The Rules of the Game (TCM, 2 am Saturday morning). Jean Renoir's 1939 tragi-comic farce is set in a French chateau, where friends meet to play, indulge in hanky-panky, and hunt animals and, finally, each other. Class, sex, money and love -- it's all here. Arguments erupt between film buffs over whether "Rules" is the best movie ever made, but no one disputes that it's one of the very greatest. I've seen it at least 15 times, and each time found something new and freshly moving.

And a couple of choices for those who, like me, are fools for actresses and are willing to endure not-so-good movies to get a glimpse of their beauty and talent ...

Metroland (IFC, 2 am and 6 am Monday morning). I can't remember much about this English movie, taken from a Graham Swift novel -- except that itís one of the rare chances Americans have had to watch an elegantly idiosyncratic French charmer, Elsa Zylberstein.

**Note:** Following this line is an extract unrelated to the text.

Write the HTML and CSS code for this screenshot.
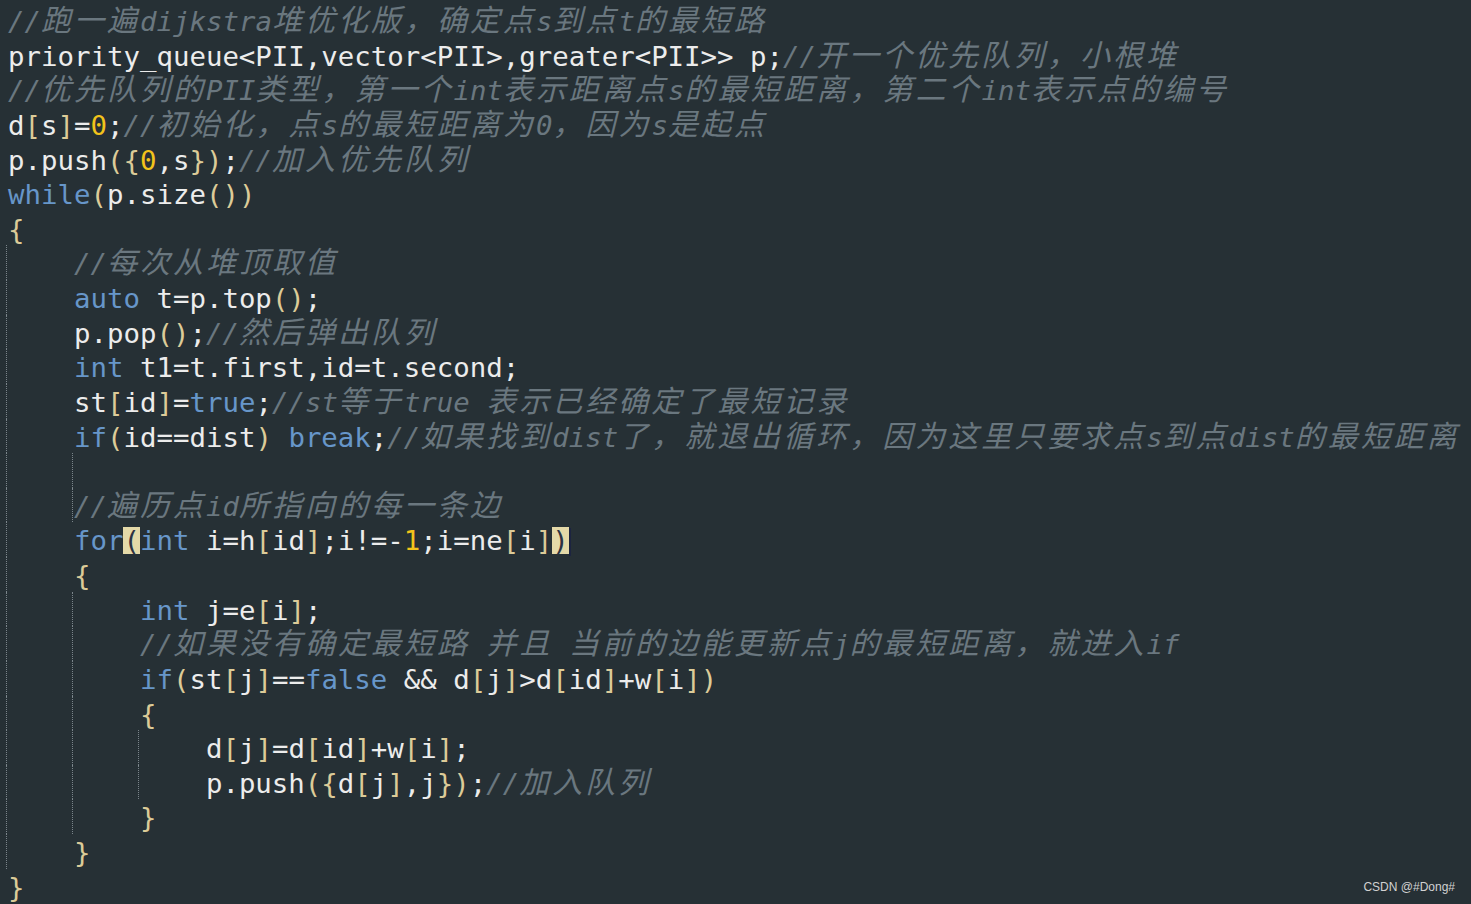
FILE: index.html
```html
<!DOCTYPE html>
<html lang="zh-CN">
<head>
<meta charset="utf-8">
<title>dijkstra</title>
<link rel="stylesheet" href="styles.css">
</head>
<body>
<div class="editor">
<div class="ln"><span class="c">//<span class="h">跑一遍</span>dijkstra<span class="h">堆优化版，确定点</span>s<span class="h">到点</span>t<span class="h">的最短路</span></span></div>
<div class="ln">priority_queue&lt;PII,vector&lt;PII&gt;,greater&lt;PII&gt;&gt; p;<span class="c">//<span class="h">开一个优先队列，小根堆</span></span></div>
<div class="ln"><span class="c">//<span class="h">优先队列的</span>PII<span class="h">类型，第一个</span>int<span class="h">表示距离点</span>s<span class="h">的最短距离，第二个</span>int<span class="h">表示点的编号</span></span></div>
<div class="ln">d<span class="b">[</span>s<span class="b">]</span>=<span class="n">0</span>;<span class="c">//<span class="h">初始化，点</span>s<span class="h">的最短距离为</span>0<span class="h">，因为</span>s<span class="h">是起点</span></span></div>
<div class="ln">p.push<span class="b">({</span><span class="n">0</span>,s<span class="b">})</span>;<span class="c">//<span class="h">加入优先队列</span></span></div>
<div class="ln"><span class="k">while</span><span class="b">(</span>p.size<span class="b">())</span></div>
<div class="ln"><span class="b">{</span></div>
<div class="ln"><i class="g"></i>    <span class="c">//<span class="h">每次从堆顶取值</span></span></div>
<div class="ln"><i class="g"></i>    <span class="k">auto</span> t=p.top<span class="b">()</span>;</div>
<div class="ln"><i class="g"></i>    p.pop<span class="b">()</span>;<span class="c">//<span class="h">然后弹出队列</span></span></div>
<div class="ln"><i class="g"></i>    <span class="k">int</span> t1=t.first,id=t.second;</div>
<div class="ln"><i class="g"></i>    st<span class="b">[</span>id<span class="b">]</span>=<span class="k">true</span>;<span class="c">//st<span class="h">等于</span>true <span class="h">表示已经确定了最短记录</span></span></div>
<div class="ln"><i class="g"></i>    <span class="k">if</span><span class="b">(</span>id==dist<span class="b">)</span> <span class="k">break</span>;<span class="c">//<span class="h">如果找到</span>dist<span class="h">了，就退出循环，因为这里只要求点</span>s<span class="h">到点</span>dist<span class="h">的最短距离</span></span></div>
<div class="ln"><i class="g"></i>    <i class="g"></i></div>
<div class="ln"><i class="g"></i>    <i class="g"></i><span class="c">//<span class="h">遍历点</span>id<span class="h">所指向的每一条边</span></span></div>
<div class="ln"><i class="g"></i>    <span class="k">for</span><span class="mh">(</span><span class="k">int</span> i=h<span class="b">[</span>id<span class="b">]</span>;i!=-<span class="n">1</span>;i=ne<span class="b">[</span>i<span class="b">]</span><span class="mh">)</span><i class="cur"></i></div>
<div class="ln"><i class="g"></i>    <span class="b">{</span></div>
<div class="ln"><i class="g"></i>    <i class="g"></i>    <span class="k">int</span> j=e<span class="b">[</span>i<span class="b">]</span>;</div>
<div class="ln"><i class="g"></i>    <i class="g"></i>    <span class="c">//<span class="h">如果没有确定最短路</span> <span class="h">并且</span> <span class="h">当前的边能更新点</span>j<span class="h">的最短距离，就进入</span>if</span></div>
<div class="ln"><i class="g"></i>    <i class="g"></i>    <span class="k">if</span><span class="b">(</span>st<span class="b">[</span>j<span class="b">]</span>==<span class="k">false</span> &amp;&amp; d<span class="b">[</span>j<span class="b">]</span>&gt;d<span class="b">[</span>id<span class="b">]</span>+w<span class="b">[</span>i<span class="b">])</span></div>
<div class="ln"><i class="g"></i>    <i class="g"></i>    <span class="b">{</span></div>
<div class="ln"><i class="g"></i>    <i class="g"></i>    <i class="g"></i>    d<span class="b">[</span>j<span class="b">]</span>=d<span class="b">[</span>id<span class="b">]</span>+w<span class="b">[</span>i<span class="b">]</span>;</div>
<div class="ln"><i class="g"></i>    <i class="g"></i>    <i class="g"></i>    p.push<span class="b">({</span>d<span class="b">[</span>j<span class="b">]</span>,j<span class="b">})</span>;<span class="c">//<span class="h">加入队列</span></span></div>
<div class="ln"><i class="g"></i>    <i class="g"></i>    <span class="b">}</span></div>
<div class="ln"><i class="g"></i>    <span class="b">}</span></div>
<div class="ln"><span class="b">}</span></div>
<div class="mark">CSDN @#Dong#</div>
</div>
</body>
</html>
```

FILE: styles.css
```css
html, body {
  margin: 0;
  padding: 0;
  background: #263035;
}

.editor {
  position: relative;
  height: 904px;
  box-sizing: border-box;
  overflow: hidden;
  padding: 3px 0 0 8px;
  font-family: "DejaVu Sans Mono", "Liberation Mono", monospace;
  font-size: 27.4px;
  color: #ececec;
  background: #263035;
}

.ln {
  height: 34.64px;
  line-height: 31.04px;
  white-space: pre;
}

/* invisible CJK strut so every row shares one baseline */
.ln::before {
  content: "\200B";
  font-family: "Noto Sans CJK SC", sans-serif;
  font-size: 30px;
}

.k { color: #6796c9; }
.b { color: #dccb98; }
.n { color: #f2c31b; }

.c {
  color: #6a777f;
  font-style: italic;
}

.h {
  font-family: "Noto Sans CJK SC", sans-serif;
  font-size: 30px;
  letter-spacing: 3px;
}

.g {
  display: inline-block;
  width: 0;
  height: 34.64px;
  vertical-align: top;
  border-left: 1px dotted #7b858b;
  margin-left: -2px;
  margin-right: 1px;
}

.mh {
  display: inline-block;
  height: 27px;
  line-height: 27px;
  background: #e4d9a8;
  color: #2c3242;
}

.cur {
  display: inline-block;
  width: 2px;
  height: 28px;
  vertical-align: -6px;
  margin-right: -2px;
  background: #1c2440;
}

.mark {
  position: absolute;
  right: 16px;
  bottom: 10px;
  font-family: "Liberation Sans", Arial, sans-serif;
  font-size: 12px;
  color: #d2d2d2;
}
```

Sweet November (Cinemax, Saturday at 6 pm). Godawful sentimental chickflick about a tragic kook (Charlize Theron) who decides to loosen up a hard-driving prig (Keanu Reeves) -- but Theron is terrific, as well as beyond-belief pretty.

And these are just a few of the highlights I spotted in next week's TV schedule. Still complaining, America?



posted by Michael at December 7, 2002


Good bunch of movies and reviews, but I thought you should have mentioned the other great Seastrom/Gish film, even better than Scarlet Letter: namely "The Wind". TCM has shown it before. Yours is also the first review I've ever read of a Seastrom/Sjostrom movie that doesn't mention him as the star of Bergman's "Wild Strawberries". Admirable restraint.